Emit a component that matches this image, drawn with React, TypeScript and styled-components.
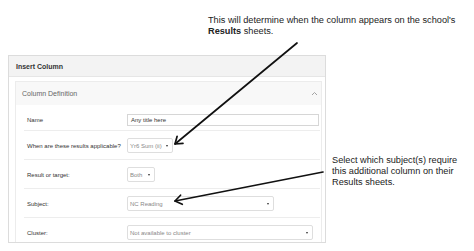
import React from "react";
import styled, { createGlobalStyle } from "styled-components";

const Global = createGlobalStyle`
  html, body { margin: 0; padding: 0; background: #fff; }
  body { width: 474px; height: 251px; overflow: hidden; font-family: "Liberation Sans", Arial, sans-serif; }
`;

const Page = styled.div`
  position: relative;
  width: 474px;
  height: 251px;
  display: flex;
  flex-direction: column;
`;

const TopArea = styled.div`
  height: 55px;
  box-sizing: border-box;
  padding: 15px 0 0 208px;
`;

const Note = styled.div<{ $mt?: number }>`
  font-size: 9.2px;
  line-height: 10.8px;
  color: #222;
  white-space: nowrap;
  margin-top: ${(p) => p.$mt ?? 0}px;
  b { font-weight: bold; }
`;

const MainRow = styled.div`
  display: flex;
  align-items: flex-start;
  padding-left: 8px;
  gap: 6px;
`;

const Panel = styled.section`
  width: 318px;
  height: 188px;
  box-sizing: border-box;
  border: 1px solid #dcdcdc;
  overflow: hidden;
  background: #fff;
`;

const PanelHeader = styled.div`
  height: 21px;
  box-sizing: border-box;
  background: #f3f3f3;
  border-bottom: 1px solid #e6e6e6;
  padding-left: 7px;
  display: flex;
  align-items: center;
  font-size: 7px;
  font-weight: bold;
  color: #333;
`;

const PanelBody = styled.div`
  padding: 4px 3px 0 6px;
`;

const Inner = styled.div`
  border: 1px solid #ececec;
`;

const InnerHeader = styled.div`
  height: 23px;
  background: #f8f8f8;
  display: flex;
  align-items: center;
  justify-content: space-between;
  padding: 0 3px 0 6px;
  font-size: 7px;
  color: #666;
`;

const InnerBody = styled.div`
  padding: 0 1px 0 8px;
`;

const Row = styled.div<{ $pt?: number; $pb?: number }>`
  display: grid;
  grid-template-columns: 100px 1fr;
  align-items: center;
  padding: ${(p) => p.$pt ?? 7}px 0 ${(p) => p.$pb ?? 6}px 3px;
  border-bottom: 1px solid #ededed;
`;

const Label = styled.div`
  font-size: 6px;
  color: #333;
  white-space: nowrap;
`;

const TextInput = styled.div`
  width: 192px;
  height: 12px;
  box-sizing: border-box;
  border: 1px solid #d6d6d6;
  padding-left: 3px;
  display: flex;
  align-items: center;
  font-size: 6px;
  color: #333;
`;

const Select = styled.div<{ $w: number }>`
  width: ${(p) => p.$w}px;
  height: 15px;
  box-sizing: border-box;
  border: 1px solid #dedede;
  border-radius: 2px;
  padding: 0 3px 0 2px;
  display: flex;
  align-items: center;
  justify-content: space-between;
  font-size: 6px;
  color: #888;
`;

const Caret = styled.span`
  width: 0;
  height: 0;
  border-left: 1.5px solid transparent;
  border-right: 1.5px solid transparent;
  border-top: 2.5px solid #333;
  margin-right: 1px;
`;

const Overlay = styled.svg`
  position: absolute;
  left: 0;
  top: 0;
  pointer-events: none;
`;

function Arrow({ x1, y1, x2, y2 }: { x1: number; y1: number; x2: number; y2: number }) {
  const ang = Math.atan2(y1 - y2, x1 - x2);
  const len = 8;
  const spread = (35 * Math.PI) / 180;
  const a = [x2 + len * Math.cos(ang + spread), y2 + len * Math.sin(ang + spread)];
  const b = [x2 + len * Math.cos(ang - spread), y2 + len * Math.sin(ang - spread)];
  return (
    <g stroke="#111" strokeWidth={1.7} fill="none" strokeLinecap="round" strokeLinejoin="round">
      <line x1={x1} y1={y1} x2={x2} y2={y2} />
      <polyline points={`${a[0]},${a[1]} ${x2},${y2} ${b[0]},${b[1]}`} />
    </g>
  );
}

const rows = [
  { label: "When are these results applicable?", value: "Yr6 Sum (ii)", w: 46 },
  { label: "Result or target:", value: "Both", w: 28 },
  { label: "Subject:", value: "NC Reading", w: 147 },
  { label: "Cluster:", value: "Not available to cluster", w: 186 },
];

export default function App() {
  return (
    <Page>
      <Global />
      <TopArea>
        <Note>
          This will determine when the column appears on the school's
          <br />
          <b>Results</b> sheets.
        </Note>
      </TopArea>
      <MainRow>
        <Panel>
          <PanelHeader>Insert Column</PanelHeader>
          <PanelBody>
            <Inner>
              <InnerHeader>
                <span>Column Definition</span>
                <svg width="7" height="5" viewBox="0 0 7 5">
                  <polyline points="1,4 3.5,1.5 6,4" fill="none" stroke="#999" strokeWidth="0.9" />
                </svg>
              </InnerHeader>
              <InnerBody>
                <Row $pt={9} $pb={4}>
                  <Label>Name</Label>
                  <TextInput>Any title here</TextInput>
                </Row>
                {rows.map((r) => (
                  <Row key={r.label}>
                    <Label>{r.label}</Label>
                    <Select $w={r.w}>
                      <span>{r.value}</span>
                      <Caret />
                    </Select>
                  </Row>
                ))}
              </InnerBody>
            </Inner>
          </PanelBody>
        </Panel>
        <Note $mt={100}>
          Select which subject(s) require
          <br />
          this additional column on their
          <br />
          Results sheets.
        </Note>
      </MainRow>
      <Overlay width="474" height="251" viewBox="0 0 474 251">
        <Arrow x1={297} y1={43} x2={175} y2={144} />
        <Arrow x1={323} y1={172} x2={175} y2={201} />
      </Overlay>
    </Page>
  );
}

========

Set problem: Pick out every line holding the string "components" and return it.

Expected output:
Emit a component that matches this image, drawn with React, TypeScript and styled-components.
import styled, { createGlobalStyle } from "styled-components";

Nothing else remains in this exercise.